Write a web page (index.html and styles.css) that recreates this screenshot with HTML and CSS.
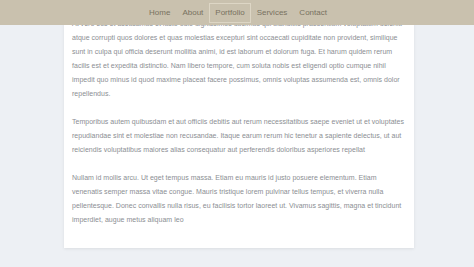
FILE: index.html
```html
<!DOCTYPE html>
<html>
<head>
<meta charset="utf-8">
<link rel="stylesheet" href="styles.css">
</head>
<body>
<nav class="nav">
  <a class="nav-link" href="#">Home</a>
  <a class="nav-link" href="#">About</a>
  <a class="nav-link active" href="#">Portfolio</a>
  <a class="nav-link" href="#">Services</a>
  <a class="nav-link" href="#">Contact</a>
</nav>
<main class="card">
  <p>At vero eos et accusamus et iusto odio dignissimos ducimus qui blanditiis praesentium voluptatum deleniti atque corrupti quos dolores et quas molestias excepturi sint occaecati cupiditate non provident, similique sunt in culpa qui officia deserunt mollitia animi, id est laborum et dolorum fuga. Et harum quidem rerum facilis est et expedita distinctio. Nam libero tempore, cum soluta nobis est eligendi optio cumque nihil impedit quo minus id quod maxime placeat facere possimus, omnis voluptas assumenda est, omnis dolor repellendus.</p>
  <p>Temporibus autem quibusdam et aut officiis debitis aut rerum necessitatibus saepe eveniet ut et voluptates repudiandae sint et molestiae non recusandae. Itaque earum rerum hic tenetur a sapiente delectus, ut aut reiciendis voluptatibus maiores alias consequatur aut perferendis doloribus asperiores repellat</p>
  <p>Nullam id mollis arcu. Ut eget tempus massa. Etiam eu mauris id justo posuere elementum. Etiam venenatis semper massa vitae congue. Mauris tristique lorem pulvinar tellus tempus, et viverra nulla pellentesque. Donec convallis nulla risus, eu facilisis tortor laoreet ut. Vivamus sagittis, magna et tincidunt imperdiet, augue metus aliquam leo</p>
</main>
</body>
</html>
```
FILE: styles.css
```css
html, body {
  margin: 0;
  padding: 0;
}
body {
  background: #edf0f4;
  font-family: "Liberation Sans", Arial, sans-serif;
  height: 267px;
  overflow: hidden;
  padding-left: 4px;
}
.nav {
  position: fixed;
  top: 0;
  left: 0;
  right: 0;
  height: 25px;
  padding-left: 2px;
  background: #c9c1ae;
  display: flex;
  justify-content: center;
  align-items: center;
  gap: 0;
  z-index: 2;
}
.nav-link {
  font-size: 8px;
  color: #78715f;
  text-decoration: none;
  padding: 5px 5px;
  line-height: 8px;
  border: 1px solid transparent;
}
.nav-link.active {
  border-color: #ddd6c5;
}
.card {
  width: 334px;
  margin: 0 auto;
  background: #fff;
  padding: 17px 8px 7px;
  box-shadow: 0 1px 3px rgba(0,0,0,0.08);
}
.card p {
  margin: 0 0 14px;
  font-size: 7px;
  letter-spacing: 0.02px;
  line-height: 14px;
  color: #8b8e93;
}
```
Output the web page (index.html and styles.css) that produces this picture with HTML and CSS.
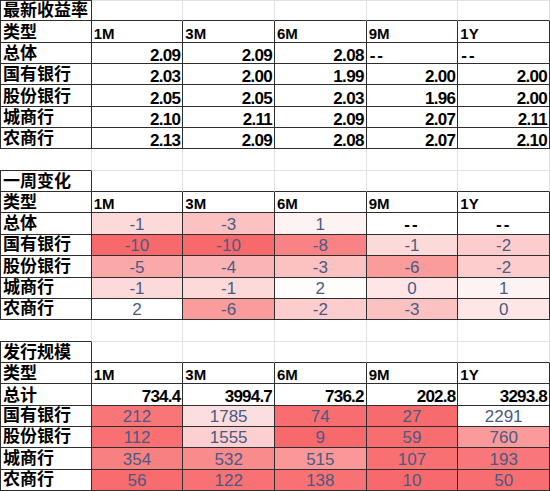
FILE: index.html
```html
<!DOCTYPE html>
<html>
<head>
<meta charset="utf-8">
<link rel="stylesheet" href="styles.css">
</head>
<body>
<div class="sheet">
  <!-- Section 1 -->
  <div class="c tb l top ttl">最新收益率</div>
  <div class="c bb toplt"></div><div class="c bb toplt"></div><div class="c bb toplt"></div><div class="c bb toplt"></div><div class="c bb toplt"></div>

  <div class="c tb l cn">类型</div>
  <div class="c tb hd">1M</div><div class="c tb hd">3M</div><div class="c tb hd">6M</div><div class="c tb hd">9M</div><div class="c tb hd">1Y</div>

  <div class="c tb l cn">总体</div>
  <div class="c tb bn">2.09</div><div class="c tb bn">2.09</div><div class="c tb bn">2.08</div><div class="c tb dl">--</div><div class="c tb dl">--</div>

  <div class="c tb l cn">国有银行</div>
  <div class="c tb bn">2.03</div><div class="c tb bn">2.00</div><div class="c tb bn">1.99</div><div class="c tb bn">2.00</div><div class="c tb bn">2.00</div>

  <div class="c tb l cn">股份银行</div>
  <div class="c tb bn">2.05</div><div class="c tb bn">2.05</div><div class="c tb bn">2.03</div><div class="c tb bn">1.96</div><div class="c tb bn">2.00</div>

  <div class="c tb l cn">城商行</div>
  <div class="c tb bn">2.10</div><div class="c tb bn">2.11</div><div class="c tb bn">2.09</div><div class="c tb bn">2.07</div><div class="c tb bn">2.11</div>

  <div class="c tb l cn">农商行</div>
  <div class="c tb bn">2.13</div><div class="c tb bn">2.09</div><div class="c tb bn">2.08</div><div class="c tb bn">2.07</div><div class="c tb bn">2.10</div>

  <div class="c bb"></div><div class="c"></div><div class="c"></div><div class="c"></div><div class="c"></div><div class="c"></div>

  <!-- Section 2 -->
  <div class="c tb l ttl">一周变化</div>
  <div class="c bb"></div><div class="c bb"></div><div class="c bb"></div><div class="c bb"></div><div class="c bb"></div>

  <div class="c tb l cn">类型</div>
  <div class="c tb hd">1M</div><div class="c tb hd">3M</div><div class="c tb hd">6M</div><div class="c tb hd">9M</div><div class="c tb hd">1Y</div>

  <div class="c tb l cn2">总体</div>
  <div class="c tb vn" style="background:#fddada">-1</div><div class="c tb vn" style="background:#fcc1c1">-3</div><div class="c tb vn" style="background:#fef3f3">1</div><div class="c tb dc">--</div><div class="c tb dc">--</div>

  <div class="c tb l cn2">国有银行</div>
  <div class="c tb vn" style="background:#f8696b">-10</div><div class="c tb vn" style="background:#f8696b">-10</div><div class="c tb vn" style="background:#f98284">-8</div><div class="c tb vn" style="background:#fddada">-1</div><div class="c tb vn" style="background:#fdcdce">-2</div>

  <div class="c tb l cn2">股份银行</div>
  <div class="c tb vn" style="background:#fba8a9">-5</div><div class="c tb vn" style="background:#fbb4b5">-4</div><div class="c tb vn" style="background:#fcc1c1">-3</div><div class="c tb vn" style="background:#fa9b9c">-6</div><div class="c tb vn" style="background:#fdcdce">-2</div>

  <div class="c tb l cn2">城商行</div>
  <div class="c tb vn" style="background:#fddada">-1</div><div class="c tb vn" style="background:#fddada">-1</div><div class="c tb vn" style="background:#fffcfc">2</div><div class="c tb vn" style="background:#fee6e6">0</div><div class="c tb vn" style="background:#fef3f3">1</div>

  <div class="c tb l cn2">农商行</div>
  <div class="c tb vn" style="background:#ffffff">2</div><div class="c tb vn" style="background:#fa9b9c">-6</div><div class="c tb vn" style="background:#fdcdce">-2</div><div class="c tb vn" style="background:#fcc1c1">-3</div><div class="c tb vn" style="background:#fee6e6">0</div>

  <div class="c bb"></div><div class="c"></div><div class="c"></div><div class="c"></div><div class="c"></div><div class="c"></div>

  <!-- Section 3 -->
  <div class="c tb l ttl">发行规模</div>
  <div class="c bb"></div><div class="c bb"></div><div class="c bb"></div><div class="c bb"></div><div class="c bb"></div>

  <div class="c tb l cn">类型</div>
  <div class="c tb hd">1M</div><div class="c tb hd">3M</div><div class="c tb hd">6M</div><div class="c tb hd">9M</div><div class="c tb hd">1Y</div>

  <div class="c tb l cn">总计</div>
  <div class="c tb tn">734.4</div><div class="c tb tn">3994.7</div><div class="c tb tn">736.2</div><div class="c tb tn">202.8</div><div class="c tb tn">3293.8</div>

  <div class="c tb l cn2">国有银行</div>
  <div class="c tb vn" style="background:#f97678">212</div><div class="c tb vn" style="background:#fddede">1785</div><div class="c tb vn" style="background:#f86d6f">74</div><div class="c tb vn" style="background:#f86b6d">27</div><div class="c tb vn" style="background:#ffffff">2291</div>

  <div class="c tb l cn2">股份银行</div>
  <div class="c tb vn" style="background:#f87072">112</div><div class="c tb vn" style="background:#fdcfd0">1555</div><div class="c tb vn" style="background:#f8696b">9</div><div class="c tb vn" style="background:#f86e70">59</div><div class="c tb vn" style="background:#fa9a9b">760</div>

  <div class="c tb l cn2">城商行</div>
  <div class="c tb vn" style="background:#f98081">354</div><div class="c tb vn" style="background:#fa8b8d">532</div><div class="c tb vn" style="background:#fa9899">515</div><div class="c tb vn" style="background:#f87072">107</div><div class="c tb vn" style="background:#f9777a">193</div>

  <div class="c tb l cn2">农商行</div>
  <div class="c tb vn" style="background:#f86c6e">56</div><div class="c tb vn" style="background:#f87173">122</div><div class="c tb vn" style="background:#f87274">138</div><div class="c tb vn" style="background:#f8696b">10</div><div class="c tb vn" style="background:#f86d6f">50</div>
</div>
</body>
</html>
```
FILE: styles.css
```css
html, body {
  margin: 0;
  padding: 0;
  background: #ffffff;
}

.sheet {
  width: 550px;
  height: 491px;
  display: grid;
  grid-template-columns: repeat(6, 1fr);
  grid-template-rows: repeat(23, 1fr);
  font-family: "Liberation Sans", "Noto Sans CJK SC", sans-serif;
  color: #000;
}

.c {
  box-sizing: border-box;
  border-right: 1px solid #e2e2e2;
  border-bottom: 1px solid #e2e2e2;
  display: flex;
  align-items: flex-end;
  line-height: 15px;
  white-space: nowrap;
  overflow: hidden;
  min-width: 0;
  min-height: 0;
}

.tb {
  border-right-color: #2e2e2e;
  border-bottom-color: #2e2e2e;
}

.bb {
  border-bottom-color: #2e2e2e;
}

.l {
  border-left: 1px solid #2e2e2e;
}

.top {
  border-top: 1px solid #2e2e2e;
}

.toplt {
  border-top: 1px solid #e2e2e2;
}

.ttl,
.cn,
.cn2 {
  font-size: 17px;
  font-weight: 700;
  padding-left: 2px;
  padding-bottom: 2px;
}

.cn2 {
  padding-bottom: 3px;
}

.hd {
  font-size: 15px;
  font-weight: 700;
  padding-left: 2px;
  padding-bottom: 1px;
}

.bn {
  font-size: 17px;
  font-weight: 700;
  letter-spacing: -0.7px;
  justify-content: flex-end;
  padding-right: 2px;
  padding-bottom: 0;
}

.tn {
  font-size: 17px;
  font-weight: 700;
  letter-spacing: -0.8px;
  justify-content: flex-end;
  padding-right: 2px;
  padding-bottom: 1px;
}

.dl {
  font-size: 17px;
  font-weight: 700;
  letter-spacing: 2px;
  padding-left: 3px;
  padding-bottom: 0;
}

.dc {
  font-size: 17px;
  font-weight: 700;
  letter-spacing: 2px;
  justify-content: center;
  padding-bottom: 2px;
}

.vn {
  font-size: 17px;
  color: #4a5a82;
  justify-content: center;
  padding-bottom: 2px;
}
```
******************************
What needs to be done
Which lines hold the word "index"? Copy all of them.

Response to the task
Write a web page (index.html and styles.css) that recreates this screenshot with HTML and CSS.
FILE: index.html
  z-index: 2;
Output the web page (index.html and styles.css) that produces this picture with HTML and CSS.
FILE: index.html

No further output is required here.